Forgotten people wait for change

LIFE in Dorchester Heights squatter camp is the same despite residents voting for change 20 years ago.

If you live there, home is made of plastic sheeting, the nearby bushes are your toilet and drinking water is from a stream nearby. When it rains this water is contaminated by whatever washes in.

Community leader Tayi Mberane said the people of this, one of East London’s oldest informal settlements, were a forgotten community, just used as voters.

“We drink faeces-infested water. This is not right for a person who has been voting for 20 years,” he said.

There are about 30 shacks in the camp, inhabited by those working in Dorchester Heights and other suburbs nearby.

“Some here do not have money to travel home every day as they don’t have jobs … This situation needs urgent attention,” he said, adding that their councillor, Makaya Bopi, in charge of Ward 29, promised them “heaven and earth”.

“If you look at the homes these people have, neither a mayor nor a councillor would spent a night here. We are a forgotten community.”

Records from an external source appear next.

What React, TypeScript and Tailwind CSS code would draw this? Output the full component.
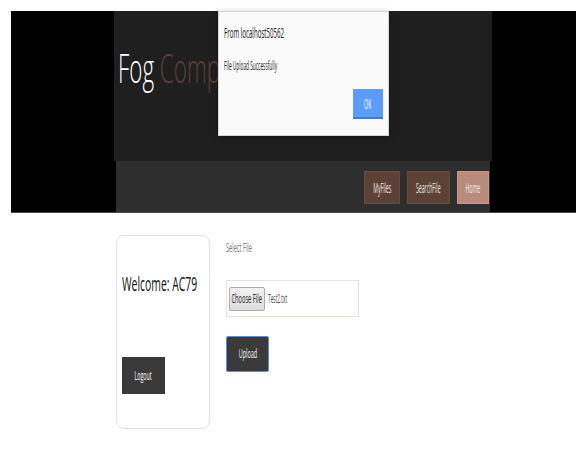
import type { ReactNode } from "react";

// narrow text helper: the page font is rendered condensed
function Narrow({
  children,
  origin = "left",
  scale = "scale-x-[0.45]",
}: {
  children: ReactNode;
  origin?: "left" | "center";
  scale?: string;
}) {
  return (
    <span
      className={`inline-block whitespace-nowrap ${scale} ${
        origin === "left" ? "origin-left" : "origin-center"
      }`}
    >
      {children}
    </span>
  );
}

function NavButton({ label, width, light }: { label: string; width: string; light?: boolean }) {
  return (
    <button
      className={`${width} h-[33px] flex items-center justify-center border text-[14px] text-[#f1e6e2] ${
        light ? "bg-[#b98b7f] border-[#c49a8f]" : "bg-[#5c4136] border-[#684a3e]"
      }`}
    >
      <Narrow origin="center" scale="scale-x-[0.37]">
        {label}
      </Narrow>
    </button>
  );
}

export default function App() {
  return (
    <div className="relative min-h-[452px] bg-white font-['Open_Sans',sans-serif] overflow-hidden">
      {/* header band */}
      <div className="pt-[11px] pl-[11px]">
        <div className="h-[202px] bg-black border-b border-[#4a4a4a] pl-[103px]">
          <div className="w-[378px]">
            <div className="h-[150px] bg-[#1f1f1f] pl-[4px] pt-[37px] overflow-hidden">
              <div className="text-[40px] leading-none font-light">
                <Narrow scale="scale-x-[0.56]">
                  <span className="text-white">Fog </span>
                  <span className="text-[#5c4136]">Computing</span>
                </Narrow>
              </div>
            </div>
            <div className="mx-[2px] h-[51px] bg-[#2e2e2e] flex justify-end items-start gap-[7px] pt-[10px] pr-[1px]">
              <NavButton label="MyFiles" width="w-[36px]" />
              <NavButton label="SearchFile" width="w-[43px]" />
              <NavButton label="Home" width="w-[32px]" light />
            </div>
          </div>
        </div>
      </div>

      {/* content */}
      <div className="flex gap-4 pl-[116px] pt-[22px]">
        <div className="w-[94px] h-[194px] rounded-lg border border-[#e3e3e3] pl-[5px] pt-[36px]">
          <div className="text-[20px] leading-6 text-[#111]">
            <Narrow scale="scale-x-[0.52]">Welcome: AC79</Narrow>
          </div>
          <button className="mt-[61px] w-[43px] h-[37px] bg-[#3a3a3a] text-white text-[13px] flex items-center justify-center">
            <Narrow origin="center" scale="scale-x-[0.41]">
              Logout
            </Narrow>
          </button>
        </div>

        <div className="pt-[5px]">
          <div className="text-[12px] leading-4 text-[#777]">
            <Narrow scale="scale-x-[0.47]">Select File</Narrow>
          </div>
          <div className="mt-[24px] w-[133px] h-[37px] border border-[#e6e4da] flex items-center pl-[2px] gap-[3px]">
            <span className="w-[36px] h-[24px] rounded-[2px] border border-[#acacac] bg-gradient-to-b from-[#f2f2f2] to-[#dcdcdc] text-[13px] text-[#222] flex items-center justify-center">
              <Narrow origin="center" scale="scale-x-[0.44]">
                Choose File
              </Narrow>
            </span>
            <span className="text-[12px] text-[#444]">
              <Narrow scale="scale-x-[0.4]">Test2.txt</Narrow>
            </span>
          </div>
          <button className="mt-[19px] w-[43px] h-[36px] rounded-[2px] bg-[#3a3a3a] border border-[#5b8ad6] text-white text-[13px] flex items-center justify-center">
            <Narrow origin="center" scale="scale-x-[0.42]">
              Upload
            </Narrow>
          </button>
        </div>
      </div>

      {/* alert dialog */}
      <div className="absolute left-[218px] top-[11px] w-[171px] h-[125px] bg-[#fafafa] border border-[#d6d6d6] shadow-[0_2px_6px_rgba(0,0,0,0.35)] flex flex-col pl-[5px] pr-[5px] pt-[11px] pb-[16px]">
        <div className="text-[14px] leading-[20px] text-[#222] overflow-hidden">
          <Narrow scale="scale-x-[0.44]">From localhost50562</Narrow>
        </div>
        <div className="mt-[15px] text-[12px] leading-[16px] text-[#222] overflow-hidden">
          <Narrow scale="scale-x-[0.4]">File Upload Successfully</Narrow>
        </div>
        <div className="mt-auto flex justify-end">
          <button className="w-[30px] h-[30px] bg-[#5b9cfd] border-b-2 border-[#3f7ed8] text-white text-[14px] flex items-center justify-center">
            <Narrow origin="center" scale="scale-x-[0.38]">
              OK
            </Narrow>
          </button>
        </div>
      </div>
    </div>
  );
}
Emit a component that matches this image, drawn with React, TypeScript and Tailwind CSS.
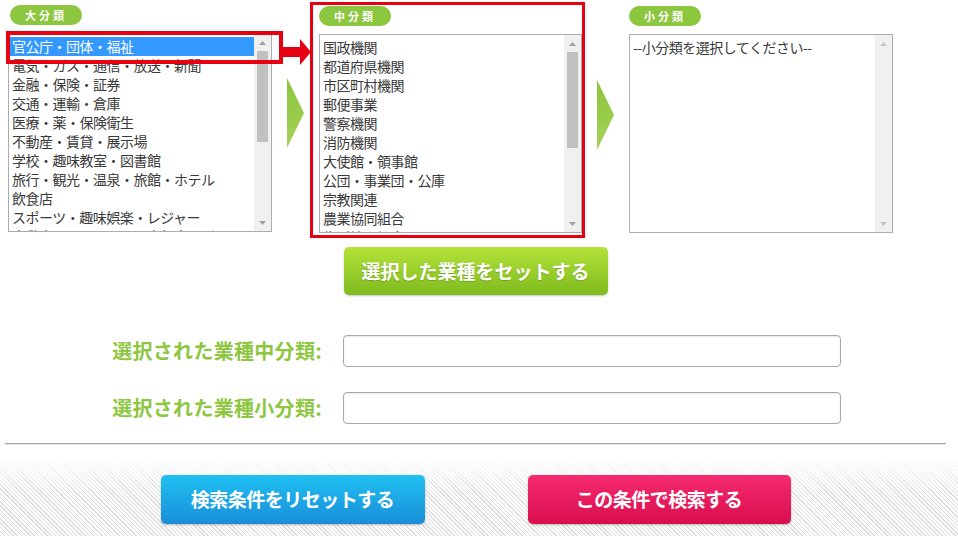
const LARGE = [
  "官公庁・団体・福祉",
  "電気・ガス・通信・放送・新聞",
  "金融・保険・証券",
  "交通・運輸・倉庫",
  "医療・薬・保険衛生",
  "不動産・賃貸・展示場",
  "学校・趣味教室・図書館",
  "旅行・観光・温泉・旅館・ホテル",
  "飲食店",
  "スポーツ・趣味娯楽・レジャー",
  "自動車・オートバイ・自転車・ガソリン",
];

const MIDDLE = [
  "国政機関",
  "都道府県機関",
  "市区町村機関",
  "郵便事業",
  "警察機関",
  "消防機関",
  "大使館・領事館",
  "公団・事業団・公庫",
  "宗教関連",
  "農業協同組合",
  "生活協同組合",
];

function Pill({ label }: { label: string }) {
  return (
    <div className="flex h-[20px] w-[72px] items-center justify-center rounded-full bg-[#8dc63f] text-[11px] font-bold leading-none tracking-[3px] text-white">
      {label}
    </div>
  );
}

function Arrow({ up, dim }: { up?: boolean; dim?: boolean }) {
  return (
    <div className="flex h-[17px] items-center justify-center">
      <svg width="7" height="4" viewBox="0 0 7 4">
        <polygon
          points={up ? "0,4 3.5,0 7,4" : "0,0 3.5,4 7,0"}
          fill={dim ? "#c4c4c4" : "#a0a0a0"}
        />
      </svg>
    </div>
  );
}

function Scrollbar({ thumb }: { thumb?: number }) {
  return (
    <div className="flex w-[17px] flex-col bg-[#f0f0f0]">
      <Arrow up dim={!thumb} />
      <div className="flex-1 px-[3px]">
        {thumb ? (
          <div className="w-full bg-[#c1c1c1]" style={{ height: thumb }} />
        ) : null}
      </div>
      <Arrow dim={!thumb} />
    </div>
  );
}

function ListBox({
  items,
  selected,
  thumb,
}: {
  items: string[];
  selected?: number;
  thumb?: number;
}) {
  return (
    <div className="flex h-[199px] w-full border border-[#a9adb3] bg-white">
      <div className="flex-1 overflow-hidden pt-[3px] text-[14px] leading-[19px] tracking-[-0.5px] text-[#3a3a3a]">
        {items.map((it, i) => (
          <div
            key={it}
            className={
              i === selected
                ? "whitespace-nowrap bg-[#3399ff] pl-[3px] text-white"
                : "whitespace-nowrap pl-[3px]"
            }
          >
            {it}
          </div>
        ))}
      </div>
      <Scrollbar thumb={thumb} />
    </div>
  );
}

function Chevron() {
  return (
    <svg width="17" height="70" viewBox="0 0 17 70">
      <defs>
        <linearGradient id="chev" x1="0" y1="0" x2="0" y2="1">
          <stop offset="0" stopColor="#8bc43a" />
          <stop offset="1" stopColor="#a6d25a" />
        </linearGradient>
      </defs>
      <polygon points="0,0 17,35 0,70" fill="url(#chev)" />
    </svg>
  );
}

export default function App() {
  return (
    <div className="min-h-[536px] bg-white font-['Noto_Sans_CJK_JP','Noto_Sans',sans-serif]">
      <div className="w-[951px]">
        {/* three lists */}
        <div className="flex items-start pl-[8px] pt-[2px]">
          <div className="relative w-[264px] pt-[3px]">
            <div className="ml-[2px]">
              <Pill label="大分類" />
            </div>
            <div className="relative mt-[8px]">
              <ListBox items={LARGE} selected={0} thumb={91} />
              <div className="absolute left-[-2px] top-[-2px] h-[33px] w-[277px] border-[4px] border-[#e60012]" />
              <svg
                className="absolute left-[274px] top-[6px]"
                width="29"
                height="26"
                viewBox="0 0 29 26"
              >
                <rect x="0" y="8" width="19" height="10" fill="#e60012" />
                <polygon points="18,0 29,13 18,26" fill="#e60012" />
              </svg>
            </div>
          </div>

          <div className="w-[38px] pl-[15px] pt-[76px]">
            <Chevron />
          </div>

          <div className="h-[236px] w-[275px] border-[3px] border-[#e60012] pl-[6px] pt-[1px]">
            <Pill label="中分類" />
            <div className="mt-[8px]">
              <ListBox items={MIDDLE} thumb={96} />
            </div>
          </div>

          <div className="w-[44px] pl-[12px] pt-[78px]">
            <Chevron />
          </div>

          <div className="w-[264px] pt-[4px]">
            <Pill label="小分類" />
            <div className="mt-[8px]">
              <ListBox items={["--小分類を選択してください--"]} />
            </div>
          </div>
        </div>

        <div className="mt-[9px] flex justify-center">
          <button className="h-[48px] w-[264px] rounded-[5px] bg-[linear-gradient(to_bottom,#b4e33a,#7fba1e)] text-[19px] font-bold text-white shadow-[0_1px_2px_rgba(0,0,0,0.25)] [text-shadow:0_1px_1px_rgba(0,0,0,0.2)]">
            選択した業種をセットする
          </button>
        </div>

        <div className="mt-[40px] grid grid-cols-[322px_498px] items-center gap-x-[21px] gap-y-[25px]">
          <div className="text-right text-[20px] font-bold tracking-[0.3px] text-[#8dc63f]">
            選択された業種中分類:
          </div>
          <input className="h-[32px] rounded-[4px] border border-[#a8a8a8] bg-white shadow-[inset_0_1px_2px_rgba(0,0,0,0.1)]" />
          <div className="text-right text-[20px] font-bold tracking-[0.3px] text-[#8dc63f]">
            選択された業種小分類:
          </div>
          <input className="h-[32px] rounded-[4px] border border-[#a8a8a8] bg-white shadow-[inset_0_1px_2px_rgba(0,0,0,0.1)]" />
        </div>

        <div className="mx-[5px] mt-[19px] h-[2px] border-t border-[#a9a9a9] bg-[#e4e4e4]" />
      </div>

      <div className="bg-[linear-gradient(to_bottom,#ffffff_12px,rgba(255,255,255,0)_48px),repeating-linear-gradient(45deg,#dedede_0px,#dedede_1px,#fbfbfb_1px,#fbfbfb_3px)] pb-[12px] pt-[30px]">
        <div className="flex w-[951px] justify-center gap-[103px]">
          <button className="h-[49px] w-[264px] rounded-[5px] bg-[linear-gradient(to_bottom,#1fc0f2,#1a8ed9)] text-[19px] font-bold tracking-[-0.5px] text-white shadow-[0_1px_2px_rgba(0,0,0,0.25)]">
            検索条件をリセットする
          </button>
          <button className="h-[49px] w-[263px] rounded-[5px] bg-[linear-gradient(to_bottom,#f52a70,#d80e4d)] text-[19px] font-bold tracking-[-0.5px] text-white shadow-[0_1px_2px_rgba(0,0,0,0.25)]">
            この条件で検索する
          </button>
        </div>
      </div>
    </div>
  );
}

Bopi said he was doing his best but he wasn’t even really their councillor. “I’ve visited them a number of times trying to help. The land is privately owned and we are doing our best to assist, there is no way we can leave these people.”

Asked by the Daily Dispatch why people still had to drink from a murky stream, Bopi shifted blame, saying the settlement fell in Ward 15.

“There is nothing much I can do in terms of building houses. As a human being I’ve gone the distance to try and help as they think they are in my ward.”

But Ward 15 councillor Dinesh Vallabh said: “That community is definitely not in my ward. It belongs to Ward 29.”

Gabriel Ngalonkulu, who has lived there since the late 1990s, said there were families in some shacks.

“All we are calling for is temporary structures if this land doesn’t belong to the council. Can’t anyone help people like us in need?”

Ntsodayi Dlova said while some residents had decided to vote, they would vote for a party that would work for them.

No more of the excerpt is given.